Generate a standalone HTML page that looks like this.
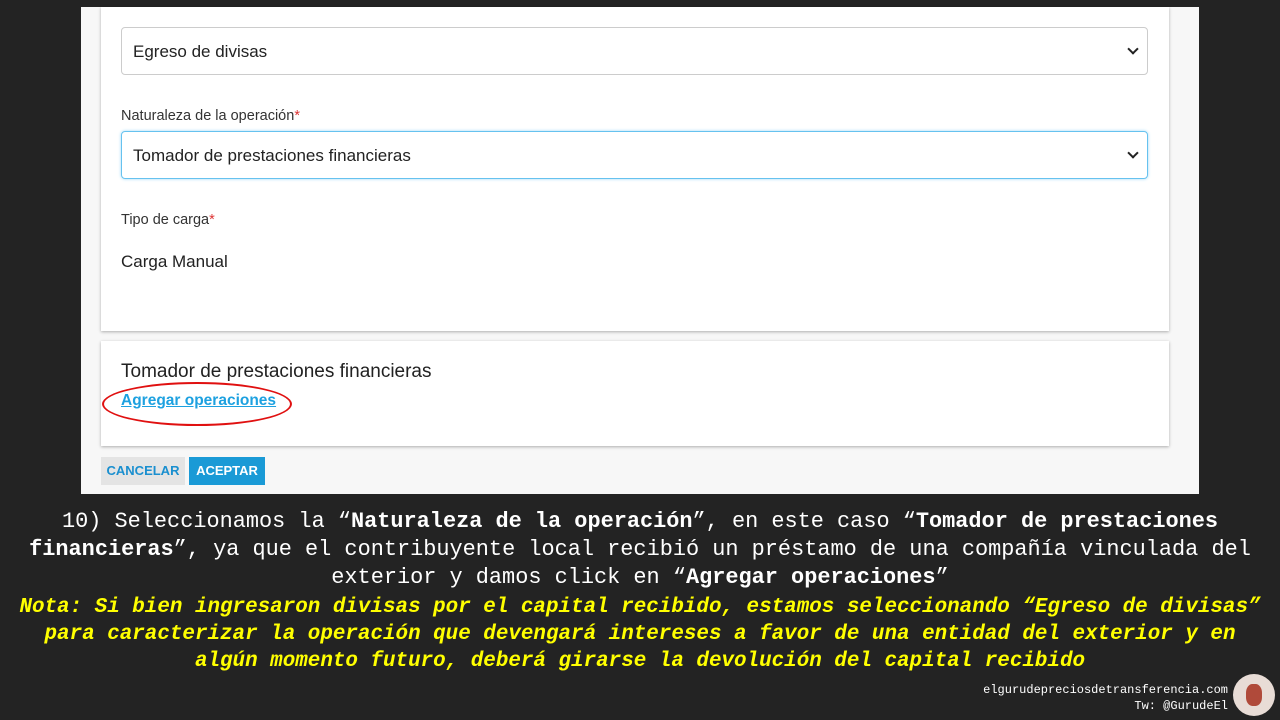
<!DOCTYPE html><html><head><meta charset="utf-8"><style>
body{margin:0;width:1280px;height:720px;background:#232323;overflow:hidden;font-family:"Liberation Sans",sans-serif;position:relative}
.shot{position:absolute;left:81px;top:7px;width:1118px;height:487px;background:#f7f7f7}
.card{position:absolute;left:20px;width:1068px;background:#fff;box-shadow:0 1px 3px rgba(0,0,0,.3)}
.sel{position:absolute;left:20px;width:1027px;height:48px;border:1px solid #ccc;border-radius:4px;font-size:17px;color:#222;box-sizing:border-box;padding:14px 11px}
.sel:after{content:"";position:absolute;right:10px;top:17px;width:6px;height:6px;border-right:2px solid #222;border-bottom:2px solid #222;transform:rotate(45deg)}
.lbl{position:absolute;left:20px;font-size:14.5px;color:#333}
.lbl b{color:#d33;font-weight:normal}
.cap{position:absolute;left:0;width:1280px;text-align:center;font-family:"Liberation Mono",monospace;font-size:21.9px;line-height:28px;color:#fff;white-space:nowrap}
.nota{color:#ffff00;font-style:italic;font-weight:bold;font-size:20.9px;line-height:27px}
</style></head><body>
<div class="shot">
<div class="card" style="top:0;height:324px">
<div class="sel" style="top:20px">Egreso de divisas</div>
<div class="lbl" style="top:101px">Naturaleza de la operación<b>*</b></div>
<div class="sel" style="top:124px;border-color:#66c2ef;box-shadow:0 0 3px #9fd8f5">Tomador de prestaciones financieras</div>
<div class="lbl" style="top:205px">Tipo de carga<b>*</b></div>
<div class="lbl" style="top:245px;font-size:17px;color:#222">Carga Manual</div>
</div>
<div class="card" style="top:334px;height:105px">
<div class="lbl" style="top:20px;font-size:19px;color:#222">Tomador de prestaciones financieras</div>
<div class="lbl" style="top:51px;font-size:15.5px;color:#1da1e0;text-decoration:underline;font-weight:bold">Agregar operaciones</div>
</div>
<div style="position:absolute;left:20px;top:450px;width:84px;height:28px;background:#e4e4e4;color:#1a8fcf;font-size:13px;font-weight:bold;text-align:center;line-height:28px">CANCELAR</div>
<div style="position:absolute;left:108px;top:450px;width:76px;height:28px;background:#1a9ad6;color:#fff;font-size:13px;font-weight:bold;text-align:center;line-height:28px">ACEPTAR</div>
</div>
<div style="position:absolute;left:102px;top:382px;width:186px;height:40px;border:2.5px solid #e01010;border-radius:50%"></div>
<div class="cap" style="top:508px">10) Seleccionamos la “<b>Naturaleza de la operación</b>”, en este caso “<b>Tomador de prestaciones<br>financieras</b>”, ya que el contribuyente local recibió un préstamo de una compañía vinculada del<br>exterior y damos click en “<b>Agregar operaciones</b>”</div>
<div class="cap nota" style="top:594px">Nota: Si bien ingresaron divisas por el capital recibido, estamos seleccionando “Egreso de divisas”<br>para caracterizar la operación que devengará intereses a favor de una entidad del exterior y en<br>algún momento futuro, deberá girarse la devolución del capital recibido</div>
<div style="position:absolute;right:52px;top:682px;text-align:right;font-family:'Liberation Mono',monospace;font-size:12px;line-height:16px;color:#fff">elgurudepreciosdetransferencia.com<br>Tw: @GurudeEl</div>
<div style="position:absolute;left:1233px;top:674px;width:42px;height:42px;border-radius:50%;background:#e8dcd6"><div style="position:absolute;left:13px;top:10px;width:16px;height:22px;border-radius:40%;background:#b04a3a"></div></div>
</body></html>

*PROBLEM DETAILS*. Set the listing down in full and exactly. Pictures within it should not appear in the copy.

*TASK SOLUTION*.
Generate a standalone HTML page that looks like this.
<!DOCTYPE html><html><head><meta charset="utf-8"><style>
body{margin:0;width:1280px;height:720px;background:#232323;overflow:hidden;font-family:"Liberation Sans",sans-serif;position:relative}
.shot{position:absolute;left:81px;top:7px;width:1118px;height:487px;background:#f7f7f7}
.card{position:absolute;left:20px;width:1068px;background:#fff;box-shadow:0 1px 3px rgba(0,0,0,.3)}
.sel{position:absolute;left:20px;width:1027px;height:48px;border:1px solid #ccc;border-radius:4px;font-size:17px;color:#222;box-sizing:border-box;padding:14px 11px}
.sel:after{content:"";position:absolute;right:10px;top:17px;width:6px;height:6px;border-right:2px solid #222;border-bottom:2px solid #222;transform:rotate(45deg)}
.lbl{position:absolute;left:20px;font-size:14.5px;color:#333}
.lbl b{color:#d33;font-weight:normal}
.cap{position:absolute;left:0;width:1280px;text-align:center;font-family:"Liberation Mono",monospace;font-size:21.9px;line-height:28px;color:#fff;white-space:nowrap}
.nota{color:#ffff00;font-style:italic;font-weight:bold;font-size:20.9px;line-height:27px}
</style></head><body>
<div class="shot">
<div class="card" style="top:0;height:324px">
<div class="sel" style="top:20px">Egreso de divisas</div>
<div class="lbl" style="top:101px">Naturaleza de la operación<b>*</b></div>
<div class="sel" style="top:124px;border-color:#66c2ef;box-shadow:0 0 3px #9fd8f5">Tomador de prestaciones financieras</div>
<div class="lbl" style="top:205px">Tipo de carga<b>*</b></div>
<div class="lbl" style="top:245px;font-size:17px;color:#222">Carga Manual</div>
</div>
<div class="card" style="top:334px;height:105px">
<div class="lbl" style="top:20px;font-size:19px;color:#222">Tomador de prestaciones financieras</div>
<div class="lbl" style="top:51px;font-size:15.5px;color:#1da1e0;text-decoration:underline;font-weight:bold">Agregar operaciones</div>
</div>
<div style="position:absolute;left:20px;top:450px;width:84px;height:28px;background:#e4e4e4;color:#1a8fcf;font-size:13px;font-weight:bold;text-align:center;line-height:28px">CANCELAR</div>
<div style="position:absolute;left:108px;top:450px;width:76px;height:28px;background:#1a9ad6;color:#fff;font-size:13px;font-weight:bold;text-align:center;line-height:28px">ACEPTAR</div>
</div>
<div style="position:absolute;left:102px;top:382px;width:186px;height:40px;border:2.5px solid #e01010;border-radius:50%"></div>
<div class="cap" style="top:508px">10) Seleccionamos la “<b>Naturaleza de la operación</b>”, en este caso “<b>Tomador de prestaciones<br>financieras</b>”, ya que el contribuyente local recibió un préstamo de una compañía vinculada del<br>exterior y damos click en “<b>Agregar operaciones</b>”</div>
<div class="cap nota" style="top:594px">Nota: Si bien ingresaron divisas por el capital recibido, estamos seleccionando “Egreso de divisas”<br>para caracterizar la operación que devengará intereses a favor de una entidad del exterior y en<br>algún momento futuro, deberá girarse la devolución del capital recibido</div>
<div style="position:absolute;right:52px;top:682px;text-align:right;font-family:'Liberation Mono',monospace;font-size:12px;line-height:16px;color:#fff">elgurudepreciosdetransferencia.com<br>Tw: @GurudeEl</div>
<div style="position:absolute;left:1233px;top:674px;width:42px;height:42px;border-radius:50%;background:#e8dcd6"><div style="position:absolute;left:13px;top:10px;width:16px;height:22px;border-radius:40%;background:#b04a3a"></div></div>
</body></html>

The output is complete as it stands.